”A graça de Deus apareceu, trazendo salvação para todos os homens, que nos ensina <…>
”A graça de Deus apareceu, trazendo salvação para todos os homens, que nos ensina <…> a viver» (Tt 2, 11-12). Esta passagem do Novo Testamento fala de Cristo como uma graça personificada que ensina o homem a viver. Se o Espírito é o grande mestre da vida cristã, a Escritura, que é o sacramento da vontade e da Palavra de Deus, pode ser entendida como o elemento que transmite este ensinamento.
Entenda-se aqui a Escritura interpretada no Espírito Santo, quando ela é o coração da oração. A lectio divina é a arte que procura aplicar na existência os textos da Escritura. Ela se apresenta como uma ferramenta preciosa que pode ajudar a superar o “abismo” frequentemente encontrado em nossas igrejas entre fé e vida, entre espiritualidade e vida cotidiana. Ela aparece como uma hermenêutica existencial da Escritura que, levando o homem a olhar para Cristo, a buscá-lo através da página bíblica, leva-o a fazer com que sua existência dialogue com o rosto revelado de Cristo, podendo, assim ver o dia a dia iluminado com nova luz.
Os quatro degraus da lectio divina – lectio, meditatio, oratio, contemplatio – representam um aprofundamento progressivo do texto bíblico, no qual o ato de ler torna-se um encontro com o Senhor vivo, um diálogo com Ele, exposição da própria vida à luz do Cristo que ordena à existência do fiel. O processo implementado pela lectio divina é um caminho “muito humano” que leva da escuta ao conhecimento e, deste, ao amor. Na leitura, lectio, trabalha-se com o esforço de sair de si para superar a distância cronológica e cultural do texto; na meditação, meditatio, procura-se aprofundar o conhecimento, busca-se a mensagem central do texto, abre-se o coração para a face de Cristo, que brota da página bíblica; na oração, oratio, a resposta à Palavra se faz oração em que se assume um compromisso com a Palavra lida e meditada.

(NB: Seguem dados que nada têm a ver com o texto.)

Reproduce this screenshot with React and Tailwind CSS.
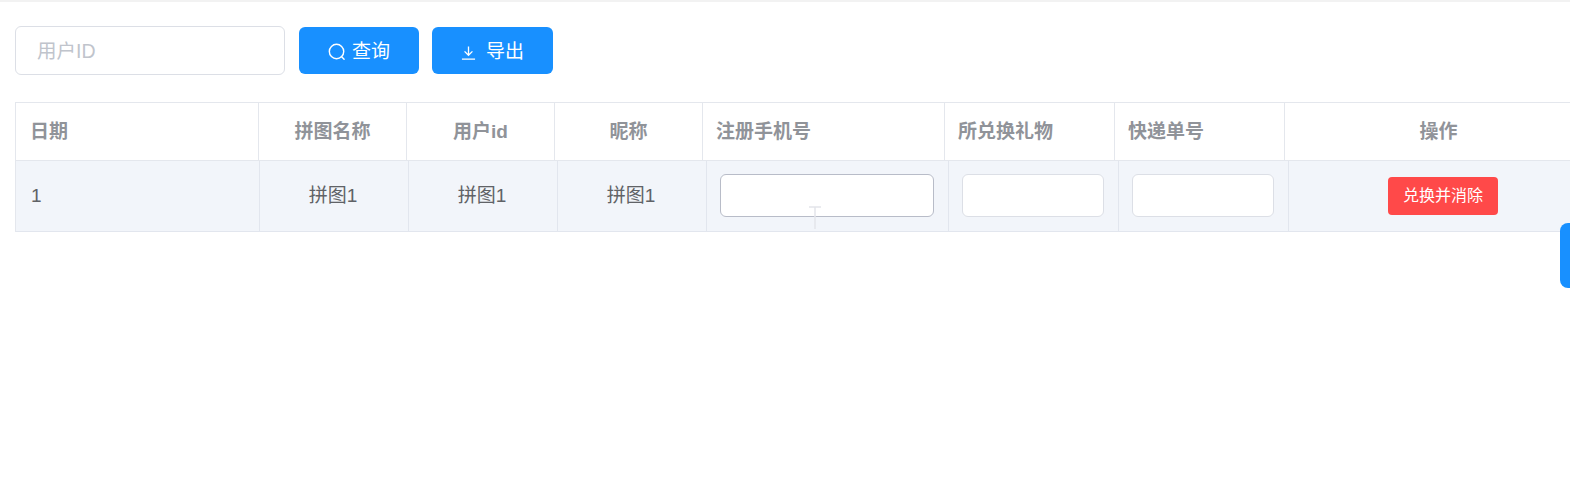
const headers = [
  { label: '日期', w: 'w-[243px]', align: 'justify-start pl-[14px]' },
  { label: '拼图名称', w: 'w-[148px]', align: 'justify-center' },
  { label: '用户id', w: 'w-[148px]', align: 'justify-center' },
  { label: '昵称', w: 'w-[148px]', align: 'justify-center' },
  { label: '注册手机号', w: 'w-[242px]', align: 'justify-start pl-[13px]' },
  { label: '所兑换礼物', w: 'w-[170px]', align: 'justify-start pl-[13px]' },
  { label: '快递单号', w: 'w-[170px]', align: 'justify-start pl-[13px]' },
  { label: '操作', w: 'w-[308px]', align: 'justify-center' },
];

function SearchIcon() {
  return (
    <svg width="18" height="18" viewBox="0 0 19 19" fill="none" stroke="currentColor" strokeWidth="1.5" strokeLinecap="round">
      <circle cx="9" cy="9" r="7.6" />
      <path d="M14.4 14.4L17 17.2" />
    </svg>
  );
}

function DownloadIcon() {
  return (
    <svg width="15" height="15" viewBox="0 0 16 16" fill="none" stroke="currentColor" strokeWidth="1.4">
      <path d="M8 1.5v9M3.8 6.8L8 11l4.2-4.2M1 15h14" />
    </svg>
  );
}

function TextCell({ className, children }) {
  return (
    <div className={`flex h-full shrink-0 items-center border-r border-[#e2e6ee] text-[19px] text-[#606266] ${className}`}>
      {children}
    </div>
  );
}

function CellInput({ cellW, inputW, pl, border }) {
  return (
    <div className={`flex h-full shrink-0 items-center border-r border-[#e2e6ee] pb-[2px] ${cellW} ${pl}`}>
      <input className={`h-[43px] rounded-[6px] border bg-white outline-none ${inputW} ${border}`} />
    </div>
  );
}

export default function App() {
  return (
    <div className="relative h-[491px] w-[1570px] overflow-hidden border-t-2 border-[#f2f2f2] bg-white font-['Liberation_Sans','Noto_Sans_CJK_SC',sans-serif]">
      {/* Toolbar */}
      <div className="flex items-center pl-[15px] pt-[24px]">
        <input
          placeholder="用户ID"
          className="h-[49px] w-[270px] rounded-[6px] border border-[#dcdfe6] bg-white px-[21px] pt-[2px] text-[19.5px] text-[#606266] outline-none placeholder:text-[#c0c4cc]"
        />
        <button className="ml-[14px] flex h-[47px] w-[120px] items-center justify-center gap-[6px] rounded-[6px] bg-[#1890ff] pt-[3px] text-[19px] text-white">
          <SearchIcon />
          <span>查询</span>
        </button>
        <button className="ml-[13px] flex h-[47px] w-[121px] items-center justify-center gap-[10px] rounded-[6px] bg-[#1890ff] pt-[3px] text-[19px] text-white">
          <DownloadIcon />
          <span>导出</span>
        </button>
      </div>

      {/* Table */}
      <div className="ml-[15px] mt-[27px] w-[1600px] border-l border-[#e4e7ed]">
        <div className="flex h-[59px] border-y border-[#e4e7ed]">
          {headers.map((h) => (
            <div
              key={h.label}
              className={`flex h-full shrink-0 items-center border-r border-[#e4e7ed] pt-[2px] text-[19px] font-bold text-[#909399] ${h.w} ${h.align}`}
            >
              {h.label}
            </div>
          ))}
        </div>
        <div className="flex h-[71px] border-b border-[#e2e6ee] bg-[#f2f5fa]">
          <TextCell className="w-[244px] pl-[15px]">1</TextCell>
          <TextCell className="w-[149px] justify-center pr-[2px]">拼图1</TextCell>
          <TextCell className="w-[149px] justify-center pr-[2px]">拼图1</TextCell>
          <TextCell className="w-[149px] justify-center pr-[2px]">拼图1</TextCell>
          <CellInput cellW="w-[242px]" inputW="w-[214px]" pl="pl-[13px]" border="border-[#b8bcc8]" />
          <CellInput cellW="w-[170px]" inputW="w-[142px]" pl="pl-[13px]" border="border-[#dcdfe6]" />
          <CellInput cellW="w-[170px]" inputW="w-[142px]" pl="pl-[13px]" border="border-[#dcdfe6]" />
          <div className="flex h-full w-[308px] shrink-0 items-center justify-center">
            <button className="h-[38px] w-[110px] rounded-[4px] bg-[#ff4949] text-[16px] text-white">兑换并消除</button>
          </div>
        </div>
      </div>

      {/* Text cursor over the first input */}
      <svg className="absolute left-[808px] top-[204px]" width="14" height="24" viewBox="0 0 14 24" fill="none" stroke="#e3e5ea" strokeWidth="1.5">
        <path d="M1 1h12M7 1v22" />
      </svg>

      {/* Side tab */}
      <div className="absolute right-0 top-[221px] h-[65px] w-[10px] rounded-l-[8px] bg-[#1890ff]" />
    </div>
  );
}
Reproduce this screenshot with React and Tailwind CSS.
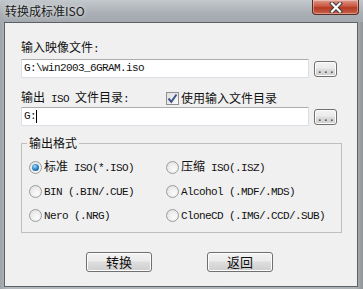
import React from 'react';

const mono = "font-['Liberation_Mono',monospace] text-[11px] tracking-[-0.6px]";
const btn =
  'flex items-center justify-center rounded-[3px] border border-[#707070] bg-[linear-gradient(#f3f3f3_0%,#ebebeb_45%,#dddddd_50%,#cfcfcf_100%)] shadow-[inset_0_0_0_1px_#fcfcfc]';

function Radio({ checked, children }) {
  return (
    <div className="flex items-center h-[24px]">
      <span className="w-[13px] h-[13px] rounded-full border border-[#9a9c9c] bg-[radial-gradient(circle_at_60%_65%,#fbfbfb_0%,#ececec_55%,#d6d6d6_100%)] flex items-center justify-center">
        {checked && (
          <span className="w-[7px] h-[7px] rounded-full bg-[radial-gradient(circle_at_40%_35%,#a6dcf7_0%,#2f8ccc_45%,#0d3f6e_100%)]" />
        )}
      </span>
      <span className="ml-[2px] leading-[14px] text-[#111]">{children}</span>
    </div>
  );
}

function Browse() {
  return (
    <button className={`${btn} w-[23px] h-[16px] ml-[5px] items-end pb-[1px]`}>
      <span className={`${mono} leading-[10px] text-[#333]`}>...</span>
    </button>
  );
}

export default function App() {
  return (
    <div className="w-[363px] h-[289px] flex flex-col bg-[linear-gradient(90deg,#9ea4a9,#b4b9bd_2%,#aeb3b8_98%,#8f9499)] font-['Noto_Sans_CJK_SC',sans-serif] text-[12px] text-[#111] overflow-hidden">
      {/* title bar */}
      <div className="h-[22px] flex items-start justify-between bg-[linear-gradient(#c3c8cc,#a9afb4_60%,#a3a9ae)]">
        <span className="ml-[5px] mt-[3px] leading-[15px] text-[12px] text-[#1a1a1a] [text-shadow:0_0_5px_rgba(255,255,255,0.9)]">
          转换成标准ISO
        </span>
        <div className="mr-[4px] w-[47px] h-[15px] rounded-b-[4px] border border-t-0 border-[#5b2a24] bg-[linear-gradient(#e09a8c,#c9563f_45%,#b43a22_55%,#c8624c)] flex items-center justify-center shadow-[inset_0_0_0_1px_rgba(255,255,255,0.35)]">
          <svg width="14" height="11" viewBox="0 0 14 11">
            <path d="M3 1.5 L11 9.5 M11 1.5 L3 9.5" stroke="#3a3a3a" strokeWidth="4" strokeLinecap="square" />
            <path d="M3 1.5 L11 9.5 M11 1.5 L3 9.5" stroke="#ffffff" strokeWidth="2.2" strokeLinecap="square" />
          </svg>
        </div>
      </div>

      {/* client area */}
      <div className="ml-[4px] mr-[5px] h-[265px] border border-[#5d6166] bg-[#f0f0f0] flex flex-col pl-[16px]">
        <div className="mt-[17px] leading-[14px]">
          输入映像文件<span className={mono}>:</span>
        </div>
        <div className="mt-[3px] flex items-center">
          <div className="w-[288px] h-[19px] bg-white border border-[#dbdfe6] border-t-[#abadb3] flex items-center pl-[2px]">
            <span className={`${mono} text-[#111]`}>G:\win2003_6GRAM.iso</span>
          </div>
          <Browse />
        </div>

        <div className="mt-[12px] h-[16px] flex items-center">
          <div className="w-[145px] leading-[14px]">
            输出<span className={mono}> ISO </span>文件目录<span className={mono}>:</span>
          </div>
          <span className="w-[13px] h-[13px] border border-[#8e8f8f] bg-[linear-gradient(135deg,#dedede,#fbfbfb)] flex items-center justify-center">
            <svg width="11" height="11" viewBox="0 0 11 11">
              <path d="M1.5 5.5 L4.3 8.8 L9.5 1.5" fill="none" stroke="#3e5687" strokeWidth="2" />
            </svg>
          </span>
          <span className="ml-[2px] leading-[14px]">使用输入文件目录</span>
        </div>
        <div className="mt-[1px] flex items-center">
          <div className="w-[288px] h-[19px] bg-white border border-[#dbdfe6] border-t-[#abadb3] flex items-center pl-[2px]">
            <span className={mono}>G:</span>
            <span className="w-px h-[13px] bg-black" />
          </div>
          <Browse />
        </div>

        {/* group box */}
        <div className="mt-[17px] w-[321px] border border-[#bdbfc1] flex flex-col pl-[7px] pb-[5px]">
          <span className="-mt-[8px] -ml-[2px] self-start px-[2px] bg-[#f0f0f0] leading-[14px]">输出格式</span>
          <div className="mt-[5px] grid grid-cols-[137px_1fr]">
            <Radio checked>
              标准<span className={mono}> ISO(*.ISO)</span>
            </Radio>
            <Radio>
              压缩<span className={mono}> ISO(.ISZ)</span>
            </Radio>
            <Radio>
              <span className={mono}>BIN (.BIN/.CUE)</span>
            </Radio>
            <Radio>
              <span className={mono}>Alcohol (.MDF/.MDS)</span>
            </Radio>
            <Radio>
              <span className={mono}>Nero (.NRG)</span>
            </Radio>
            <Radio>
              <span className={mono}>CloneCD (.IMG/.CCD/.SUB)</span>
            </Radio>
          </div>
        </div>

        <div className="mt-[19px] flex pl-[65px] gap-[55px]">
          <button className={`${btn} w-[66px] h-[20px] text-[13px] leading-[14px]`}>转换</button>
          <button className={`${btn} w-[66px] h-[20px] text-[13px] leading-[14px]`}>返回</button>
        </div>
      </div>
    </div>
  );
}
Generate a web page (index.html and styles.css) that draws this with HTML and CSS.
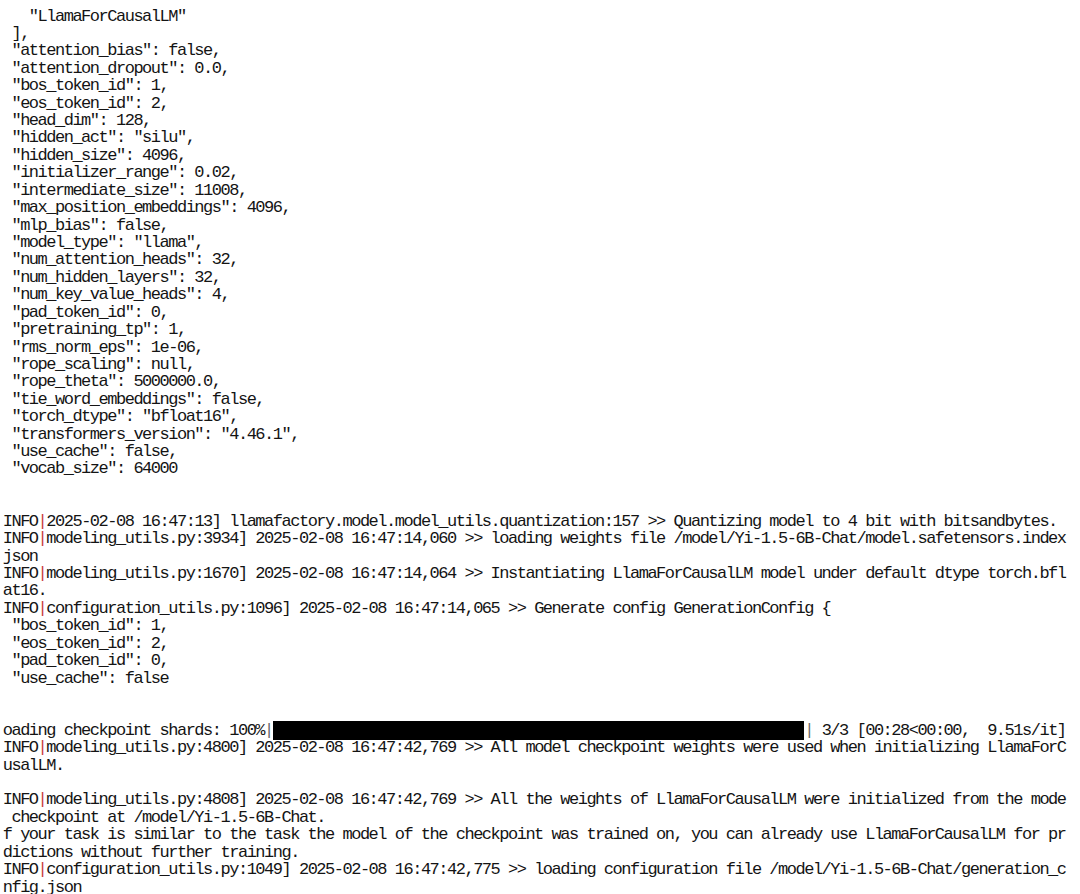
FILE: index.html
```html
<!DOCTYPE html>
<html lang="en">
<head>
<meta charset="utf-8">
<title>Terminal log</title>
<link rel="stylesheet" href="styles.css">
</head>
<body>
<main class="screen">
<pre class="term">    "LlamaForCausalLM"
  ],
  "attention_bias": false,
  "attention_dropout": 0.0,
  "bos_token_id": 1,
  "eos_token_id": 2,
  "head_dim": 128,
  "hidden_act": "silu",
  "hidden_size": 4096,
  "initializer_range": 0.02,
  "intermediate_size": 11008,
  "max_position_embeddings": 4096,
  "mlp_bias": false,
  "model_type": "llama",
  "num_attention_heads": 32,
  "num_hidden_layers": 32,
  "num_key_value_heads": 4,
  "pad_token_id": 0,
  "pretraining_tp": 1,
  "rms_norm_eps": 1e-06,
  "rope_scaling": null,
  "rope_theta": 5000000.0,
  "tie_word_embeddings": false,
  "torch_dtype": "bfloat16",
  "transformers_version": "4.46.1",
  "use_cache": false,
  "vocab_size": 64000


 INFO<span class="pipe">|</span>2025-02-08 16:47:13] llamafactory.model.model_utils.quantization:157 &gt;&gt; Quantizing model to 4 bit with bitsandbytes.
 INFO<span class="pipe">|</span>modeling_utils.py:3934] 2025-02-08 16:47:14,060 &gt;&gt; loading weights file /model/Yi-1.5-6B-Chat/model.safetensors.index
 json
 INFO<span class="pipe">|</span>modeling_utils.py:1670] 2025-02-08 16:47:14,064 &gt;&gt; Instantiating LlamaForCausalLM model under default dtype torch.bfl
 at16.
 INFO<span class="pipe">|</span>configuration_utils.py:1096] 2025-02-08 16:47:14,065 &gt;&gt; Generate config GenerationConfig {
  "bos_token_id": 1,
  "eos_token_id": 2,
  "pad_token_id": 0,
  "use_cache": false


 oading checkpoint shards: 100%<span class="bar-edge">|</span><span class="bar">                                                             </span><span class="bar-edge">|</span> 3/3 [00:28&lt;00:00,  9.51s/it]
 INFO<span class="pipe">|</span>modeling_utils.py:4800] 2025-02-08 16:47:42,769 &gt;&gt; All model checkpoint weights were used when initializing LlamaForC
 usalLM.

 INFO<span class="pipe">|</span>modeling_utils.py:4808] 2025-02-08 16:47:42,769 &gt;&gt; All the weights of LlamaForCausalLM were initialized from the mode
  checkpoint at /model/Yi-1.5-6B-Chat.
 f your task is similar to the task the model of the checkpoint was trained on, you can already use LlamaForCausalLM for pr
 dictions without further training.
 INFO<span class="pipe">|</span>configuration_utils.py:1049] 2025-02-08 16:47:42,775 &gt;&gt; loading configuration file /model/Yi-1.5-6B-Chat/generation_c
 nfig.json</pre>
</main>
</body>
</html>
```

FILE: styles.css
```css
html, body {
  margin: 0;
  padding: 0;
  background: #ffffff;
}

body {
  width: 1080px;
  height: 894px;
  overflow: hidden;
}

.screen {
  width: 1080px;
  height: 894px;
  overflow: hidden;
  padding-top: 7.5px;
  box-sizing: border-box;
}

.term {
  margin: 0 0 0 -6px;
  font-family: "Liberation Mono", "DejaVu Sans Mono", monospace;
  font-size: 17px;
  letter-spacing: -1.49px;
  line-height: 17.42px;
  color: #141414;
  white-space: pre;
}

.pipe {
  color: #c8393b;
}

.bar-edge {
  color: #6a6a6a;
}

.bar {
  background: #000000;
}
```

O plano de oração é o mesmo plano da vida: a vida ética e a fé não podem ser desarticuladas, pois estão intrinsecamente ligadas. Isso leva a uma conclusão fundamental, que a eficácia da Palavra de Deus contida na Escritura, manifesta-se antes de tudo no plano do ser, muito antes daquele do fazer.
Daí chegamos na contemplação, contemplatio que indica um nível de comunicação, intraduzível em palavras: silêncio, lágrimas, presença do Amado, discernimento da inefável presença do Senhor. Indica ainda, como vai operando em nós o Espírito que habita a Palavra: ele cria no fiel a longanimidade, a paciência, a unificação interior, o discernimento, a capacidade eucarística, a compaixão por todas as criaturas, isto é, a dilatação do Amor.
A lectio divina opera a passagem da Palavra na vida, acima de tudo desta forma: fazendo do homem um ser capaz de escuta, portanto, um homem de fé. É ela uma leitura que requer a capacidade de interiorização, para que a Palavra crie raízes no coração humano; e, para isso, exige-se perseverança, renovação diária da atitude de escuta, capacidade de durar, de permanecer no tempo, porque a fé não é a experiência de um momento ou, de uma hora de vida, mas abraça a totalidade da existência; requer luta espiritual, isto é, a capacidade de permanecer apegado à Palavra ouvida e de preservá-la como um bem precioso, sem trocá-la por aqueles bens ilusórios, mas sedutores, que são os ídolos de sempre. É deixar-se envolver pelo plano da salvação.